Mobile Value Added Services: a business growth opportunity for women entrepreneurs
The speed of the spread of mobile phone usage across the developing world has been startling, and the potential for the technology to inspire transformational change is tremendous. This is due in large part to the wide range of services and activities that extensive mobile phone usage facilitates, from the rapid spread of M-Pesa, a mobile based financial services platform offering banking to millions, to healthcare, education, business needs, and more. Such benefits are known as mobile value added services (VAS), and for women in particular, this enhanced ability to be better connected translates directly into enhanced opportunities to improve incomes, livelihoods and economic empowerment in general. To illustrate in depth the vast potential offered by mobile VAS for women entrepreneurs, this Cherie Blair Foundation for Women report examines the use of and benefits accrued from mobile VAS by women entrepreneurs in Egypt, Nigeria, and Indonesia, and the role that commercial partners can play in collaboration with non-profit sector to promote and enhance the use of mobile VAS.
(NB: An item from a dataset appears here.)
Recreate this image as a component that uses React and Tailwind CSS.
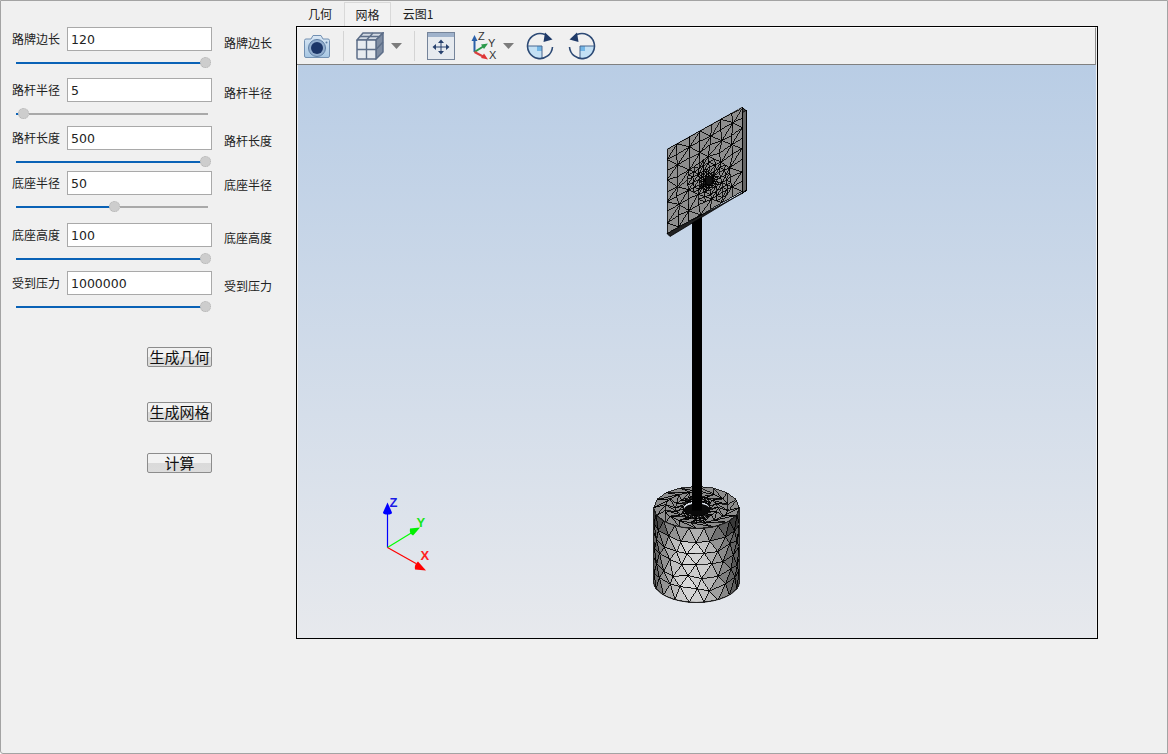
import React from "react";

const CJK = "font-['Noto_Sans_CJK_SC','Liberation_Sans',sans-serif]";

const rows = [
  { label: "路牌边长", value: "120", top: "mt-0", right: "mt-[8px]", fill: "w-[185px]" },
  { label: "路杆半径", value: "5", top: "mt-[10px]", right: "mt-[7px]", fill: "w-[3px]" },
  { label: "路杆长度", value: "500", top: "mt-[7px]", right: "mt-[7px]", fill: "w-[185px]" },
  { label: "底座半径", value: "50", top: "mt-[4px]", right: "mt-[6px]", fill: "w-[94px]" },
  { label: "底座高度", value: "100", top: "mt-[11px]", right: "mt-[7px]", fill: "w-[185px]" },
  { label: "受到压力", value: "1000000", top: "mt-[7px]", right: "mt-[7px]", fill: "w-[185px]" },
];

function Row({ r }) {
  return (
    <div className={`flex ${r.top}`}>
      <div className="w-[201px]">
        <div className="flex items-center h-[24px]">
          <span className="w-[55px] text-[12px] leading-none text-[#222] whitespace-nowrap">{r.label}</span>
          <input
            readOnly
            value={r.value}
            className="w-[145px] h-[24px] border border-[#a9a9a9] bg-white pl-[3px] text-[12.5px] text-[#222] font-['DejaVu_Sans',sans-serif] outline-none"
          />
        </div>
        <div className="flex items-center h-[11px] mt-[6px] ml-[4px] w-[192px]">
          <div className={`h-[2px] bg-[#0a62b6] shrink-0 ${r.fill}`} />
          <div className="w-[11px] h-[11px] rounded-full bg-[#cdcdcd] border border-dotted border-[#b4b4b4] shrink-0 -ml-[1px]" />
          <div className="h-[2px] bg-[#a9a9a9] flex-1 min-w-0" />
        </div>
      </div>
      <span className={`ml-[11px] text-[12px] leading-none text-[#222] whitespace-nowrap ${r.right} pt-[2px]`}>{r.label}</span>
    </div>
  );
}

function Btn({ children, className }) {
  return (
    <button className={`block w-[65px] h-[20px] ml-[135px] pb-[2px] rounded-[2px] border border-[#8c8c8c] bg-[linear-gradient(#f2f2f2_0%,#f2f2f2_50%,#dadada_50%,#dcdcdc_100%)] text-[15px] leading-none text-[#111] whitespace-nowrap ${className}`}>
      {children}
    </button>
  );
}

function Camera() {
  return (
    <svg width="28" height="25" viewBox="0 0 28 25" className="shrink-0">
      <defs>
        <linearGradient id="cam" x1="0" y1="0" x2="0" y2="1">
          <stop offset="0" stopColor="#dbe8f5" />
          <stop offset="1" stopColor="#a6c6e2" />
        </linearGradient>
      </defs>
      <path d="M1.5 6.5 Q1.5 5 3 5 H8 L10 1.5 H18 L20 5 H25 Q26.5 5 26.5 6.5 V22 Q26.5 23.5 25 23.5 H3 Q1.5 23.5 1.5 22 Z" fill="url(#cam)" stroke="#7290b2" strokeWidth="1" />
      <circle cx="14" cy="14" r="8.5" fill="#93aece" stroke="#5f7fa5" />
      <circle cx="14" cy="14" r="6" fill="#1c3668" />
      <circle cx="23.5" cy="8.5" r="1" fill="#5f7fa5" />
    </svg>
  );
}

function Cube() {
  const s = "#5d6e88";
  return (
    <svg width="28" height="28" viewBox="0 0 28 28" className="shrink-0">
      <path d="M1 8 L7 1 H27 L20 8 Z" fill="#d3dae3" stroke={s} strokeWidth="1.5" />
      <path d="M20 8 L27 1 V20 L20 27 Z" fill="#7e8ca2" stroke={s} strokeWidth="1.5" />
      <rect x="1" y="8" width="19" height="19" rx="1" fill="#e7ebf0" stroke={s} strokeWidth="1.5" />
      <path d="M10.5 8 V27 M1 17.5 H20 M10.5 8 L17 1 M4 4.5 H23.5 M20 17.5 L27 10" fill="none" stroke={s} strokeWidth="1.4" />
    </svg>
  );
}

function Caret() {
  return (
    <svg width="11" height="6" viewBox="0 0 11 6" className="shrink-0">
      <path d="M0 0 H11 L5.5 6 Z" fill="#7c7c7c" />
    </svg>
  );
}

function Fit() {
  const c = "#27416e";
  return (
    <svg width="28" height="28" viewBox="0 0 28 28" className="shrink-0">
      <rect x="0.5" y="0.5" width="27" height="27" fill="#e6eaef" stroke="#75849a" />
      <rect x="1" y="1" width="26" height="4" fill="#9fb2cb" />
      <path d="M7 15 H21 M14 9 V21" stroke={c} strokeWidth="1" />
      <path d="M14 7.5 L11 11 H17 Z M14 22.5 L11 19 H17 Z M5.5 15 L9 12 V18 Z M22.5 15 L19 12 V18 Z" fill={c} />
    </svg>
  );
}

function Axes() {
  return (
    <svg width="28" height="30" viewBox="0 0 28 30" className="shrink-0 font-['Liberation_Sans',sans-serif]">
      <path d="M3.5 21 V8" stroke="#2a5fa8" strokeWidth="2" />
      <path d="M3.5 4 L0.5 10 H6.5 Z" fill="#2a5fa8" />
      <path d="M3.5 21 L13 15" stroke="#2b9a4a" strokeWidth="2" />
      <path d="M17 12.5 L10 13.5 L13 18 Z" fill="#2b9a4a" />
      <path d="M3.5 21 L13 26" stroke="#d94040" strokeWidth="2" />
      <path d="M17 28.5 L10 27 L13 22.5 Z" fill="#e03535" />
      <text x="7" y="9" fontSize="11" fill="#333">Z</text>
      <text x="17" y="16" fontSize="11" fill="#333">Y</text>
      <text x="18" y="28" fontSize="11" fill="#333">X</text>
    </svg>
  );
}

function Rot({ flip }) {
  return (
    <svg width="28" height="28" viewBox="0 0 28 28" className={`shrink-0 ${flip ? "-scale-x-100" : ""}`}>
      <path d="M1.5 14 H16 V26.5 H14 A12.5 12.5 0 0 1 1.5 14 Z" fill="#c3e0f4" />
      <path d="M11 14 H16 V19 H11 Z" fill="#72b6e6" />
      <path d="M1.5 14 H16 V26.5" stroke="#48678f" strokeWidth="1" fill="none" />
      <path d="M19 2.6 A12.5 12.5 0 1 0 26.5 15" fill="none" stroke="#2d4a75" strokeWidth="1.6" />
      <path d="M19 0.5 L26.5 7.5 L17.5 10 Z" fill="#1f3a68" />
    </svg>
  );
}

function Sep({ className }) {
  return <div className={`w-[1px] h-[30px] bg-[#d4d4d4] shrink-0 ${className}`} />;
}

const rnd = (a, b) => {
  const x = Math.sin(a * 127.1 + b * 311.7) * 43758.5453;
  return x - Math.floor(x);
};
const pts = (arr) => arr.map((q) => q[0].toFixed(1) + "," + q[1].toFixed(1)).join(" ");
const mid = (a, b) => [(a[0] + b[0]) / 2, (a[1] + b[1]) / 2];

function refine(tri, c, radii, depth, out) {
  const gx = (tri[0][0] + tri[1][0] + tri[2][0]) / 3;
  const gy = (tri[0][1] + tri[1][1] + tri[2][1]) / 3;
  const d = Math.hypot(gx - c[0], gy - c[1]);
  if (depth < radii.length && d < radii[depth]) {
    const [a, b, e] = tri;
    const ab = mid(a, b), be = mid(b, e), ea = mid(e, a);
    [[a, ab, ea], [ab, b, be], [ea, be, e], [ab, be, ea]].forEach((t) => refine(t, c, radii, depth + 1, out));
  } else out.push(tri);
}

function signTris() {
  const A = [667, 149], B = [742, 107], D = [667, 233];
  const n = 7, m = 8;
  const P = (i, j) => {
    const ex = i === 0 || i === n, ey = j === 0 || j === m;
    const u = i / n + (ex ? 0 : (rnd(i, j) - 0.5) * 0.05);
    const v = j / m + (ey ? 0 : (rnd(j, i + 9) - 0.5) * 0.04);
    return [A[0] + u * (B[0] - A[0]) + v * (D[0] - A[0]), A[1] + u * (B[1] - A[1]) + v * (D[1] - A[1])];
  };
  const out = [];
  const c = [709, 180];
  for (let i = 0; i < n; i++)
    for (let j = 0; j < m; j++) {
      const a = P(i, j), b = P(i + 1, j), e = P(i + 1, j + 1), d = P(i, j + 1);
      const pair = (i + j) % 2 ? [[a, b, e], [a, e, d]] : [[a, b, d], [b, e, d]];
      pair.forEach((t) => refine(t, c, [22, 10, 5], 0, out));
    }
  return out;
}

function topTris() {
  const cx = 696.5, cy = 507, rx = 43, ry = 21;
  const rs = [1, 0.74, 0.5, 0.3];
  const N = 16;
  const P = (k, i) => {
    const a = ((i + (k % 2) * 0.5) / N) * Math.PI * 2;
    return [cx + rs[k] * rx * Math.cos(a), cy + rs[k] * ry * Math.sin(a)];
  };
  const out = [];
  const c = [697, 508];
  for (let k = 0; k < rs.length - 1; k++)
    for (let i = 0; i < N; i++) {
      const d = k % 2 ? 1 : 0;
      refine([P(k, i), P(k, i + 1), P(k + 1, i + 1 - d)], c, [14], 0, out);
      refine([P(k, i + 1), P(k + 1, i + 1 - d), P(k + 1, i + 2 - d)], c, [14], 0, out);
    }
  return out;
}

function sideTris() {
  const cx = 696.5, cy = 507, rx = 43, ry = 21, h = 74;
  const R = 6, C = 9;
  const P = (r, c) => {
    const cc = c + (r % 2 ? 0.5 : 0);
    const inner = cc > 0 && cc < C && r > 0 && r < R;
    const cj = Math.min(C, Math.max(0, cc + (inner ? (rnd(r, c) - 0.5) * 0.35 : 0)));
    const a = (-90 + (180 * cj) / C) * (Math.PI / 180);
    const rj = r + (inner ? (rnd(c + 3, r) - 0.5) * 0.35 : 0);
    return [cx + rx * Math.sin(a), cy + ry * Math.cos(a) + (h * rj) / R, a];
  };
  const out = [];
  const shade = (tri, r) => {
    const a = (tri[0][2] + tri[1][2] + tri[2][2]) / 3;
    let g = 88 + 125 * Math.pow(Math.max(0, Math.cos(a + 0.12)), 2.8);
    if (r === 0) g -= 40;
    g += (rnd(r, a * 10) - 0.5) * 14;
    g = Math.round(Math.min(218, g));
    return `rgb(${g},${g},${g})`;
  };
  for (let r = 0; r < R; r++)
    for (let c = -1; c < C; c++) {
      const d = r % 2;
      const t1 = [P(r, c), P(r, c + 1), P(r + 1, c + (d ? 1 : 0))];
      const t2 = [P(r, c + 1), P(r + 1, c + (d ? 1 : 0)), P(r + 1, c + (d ? 2 : 1))];
      out.push({ t: t1, f: shade(t1, r) }, { t: t2, f: shade(t2, r) });
    }
  return out;
}

function Scene() {
  const font = "'Liberation Sans',sans-serif";
  return (
    <svg viewBox="298 65 798 572" className="block w-full h-full">
      <g>
        <path d="M387.5 547 V510" stroke="#0000ff" strokeWidth="1.2" />
        <path d="M387.5 502 L383 512 Q383 514 387.5 514 Q392 514 392 512 Z" fill="#0000ff" />
        <path d="M387.5 547 L412 532" stroke="#00ff00" strokeWidth="1.2" />
        <path d="M420 527 L410 528 Q409 533 413 535 Q415 533 420 527 Z" fill="#00f000" />
        <path d="M387.5 547 L416 563" stroke="#ff0000" strokeWidth="1.2" />
        <path d="M426 570 L418 561 Q414 564 415 569 Z" fill="#ff0000" />
        <text x="389.5" y="506" fontSize="13" fontWeight="700" fill="#1a1ae6" fontFamily={font}>Z</text>
        <text x="416.5" y="526" fontSize="13" fontWeight="700" fill="#19e619" fontFamily={font}>Y</text>
        <text x="420.5" y="559" fontSize="13" fontWeight="700" fill="#ff2020" fontFamily={font}>X</text>
      </g>

      <rect x="692" y="205" width="10" height="40" fill="#000" />
      <path d="M742 107 L746 110 V190 L742 193 Z" fill="#666" stroke="#000" strokeWidth="1" shapeRendering="crispEdges" />
      <path d="M667 233 L670 236 L746 190 L742 193 Z" fill="#222" stroke="#000" strokeWidth="0.8" />
      <path d="M667 149 L742 107 L746 110 L671 152 Z" fill="#444" stroke="#000" strokeWidth="0.8" />
      <g fill="#8e8e8e" stroke="#000" strokeWidth="0.8" shapeRendering="crispEdges">
        {signTris().map((t, i) => (
          <polygon key={i} points={pts(t)} />
        ))}
      </g>
      <ellipse cx="709" cy="180" rx="3" ry="4" fill="#111" />

      <g stroke="#000" strokeWidth="0.8" shapeRendering="crispEdges">
        {sideTris().map((o, i) => (
          <polygon key={i} points={pts(o.t)} fill={o.f} />
        ))}
        <g fill="#8e8e8e">
          {topTris().map((t, i) => (
            <polygon key={i} points={pts(t)} />
          ))}
        </g>
      </g>
      <path d="M653.5 507 A43 21 0 0 0 739.5 507 M653.5 507 V581 A43 21 0 0 0 739.5 581 V507" fill="none" stroke="#222" strokeWidth="1" />
      <ellipse cx="697" cy="509" rx="13" ry="6" fill="#0a0a0a" />
      <rect x="692" y="228" width="10" height="282" fill="#000" />
    </svg>
  );
}

export default function App() {
  return (
    <div className={`w-[1168px] h-[754px] border border-[#a3a3a3] rounded-bl-[3px] bg-[#f0f0f0] flex overflow-hidden ${CJK}`}>
      <aside className="w-[295px] shrink-0 pt-[26px] pl-[11px]">
        {rows.map((r) => (
          <Row key={r.label} r={r} />
        ))}
        <Btn className="mt-[35px]">生成几何</Btn>
        <Btn className="mt-[35px]">生成网格</Btn>
        <Btn className="mt-[31px]">计算</Btn>
      </aside>
      <section className="flex flex-col pt-[1px]">
        <div className="flex h-[24px] text-[12px] text-[#222]">
          <div className="w-[48px] flex items-center justify-center">几何</div>
          <div className="w-[47px] flex items-center justify-center border border-b-0 border-[#d9d9d9] bg-[#f2f2f2]">网格</div>
          <div className="w-[54px] flex items-center justify-center">云图1</div>
        </div>
        <div className="w-[802px] h-[613px] border border-black flex flex-col pr-[1px]">
          <div className="h-[38px] shrink-0 flex items-center border-t border-t-white border-b border-b-[#808080] border-r border-r-[#8a8a8a] bg-[#f0f0f0]">
            <div className="ml-[6px]"><Camera /></div>
            <Sep className="ml-[12px]" />
            <div className="ml-[12px]"><Cube /></div>
            <div className="ml-[7px]"><Caret /></div>
            <Sep className="ml-[12px]" />
            <div className="ml-[12px]"><Fit /></div>
            <div className="ml-[16px]"><Axes /></div>
            <div className="ml-[4px]"><Caret /></div>
            <div className="ml-[12px]"><Rot /></div>
            <div className="ml-[14px]"><Rot flip /></div>
          </div>
          <div className="flex-1 min-h-0 ml-[1px] bg-gradient-to-b from-[#b9cde5] to-[#e7e9ed]">
            <Scene />
          </div>
        </div>
      </section>
    </div>
  );
}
Through the use of surveys and interviews, the report identifies eight key challenges faced by women entrepreneurs, in all three countries, all of which concern access to fundamental aspects of business management and growth: access to digital channels; affordable resources; new and existing marketplaces; market data; marketing channels; tools to improve business processes; training and mentorship; and networks with other entrepreneurs. The report then uses analysis of the survey data, combined with empirically explored literature review, to assess how mobile VAS can effectively address each of these challenges. Over 200 individual mobile VAS products were identified that are currently available from a variety of stakeholders, both big and small. From discussions with many of these stakeholders, together with the survey data, the report provides an in-depth look at the market and socio-economic opportunities associated with mobile VAS, and argues that through collaboration, all stakeholders can benefit.
The report establishes that micro-entrepreneurs, specifically women entrepreneurs, form a considerable part of the economy in Nigeria, Indonesia and Egypt, and that there is a significant opportunity to support these women entrepreneurs through tailored mobile VAS. In each country, women recognise the direct and substantial value that mobile phone use can have on their businesses, and display willingness to use phones to address business challenges. This bodes well for the potential successful application of mobile VAS, which could generate transformational outcomes in terms of improved socio-economics and livelihood opportunities, as well as in commercial benefit to private sector stakeholders. This should encourage both NGO’s and governments, and commercial stakeholders, to direct the flexible and accessible nature of mobile VAS specifically toward the women entrepreneur demographic.
While the twin tracks of non-profit and commercial objectives may have differing objectives, the report makes the case that uptake and impact of mobile VAS can be best addressed through collaboration and partnership between non-profit and commercial stakeholders. For example, manufacturers can benefit from the expertise of the non-profit sector in recognising and fulfilling the needs of women entrepreneurs, while commercial stakeholders can provide technical and distributive capacities that can augment, enhance, and scale-up efforts to enhance income-generating opportunities, increase positive socio-economic impacts, and offer a new, profitable market. Going forward, the Cherie Blair Foundation for Women, along with local commercial and nonprofit partners, will draw on these key research findings as it seeks to implement projects in Egypt, Indonesia and Nigeria aimed at enhancing their capacity to effectively manage their businesses, improve their confidence in their business management skills via training and community engagement, and expand their opportunities to access capital that will enable business growth.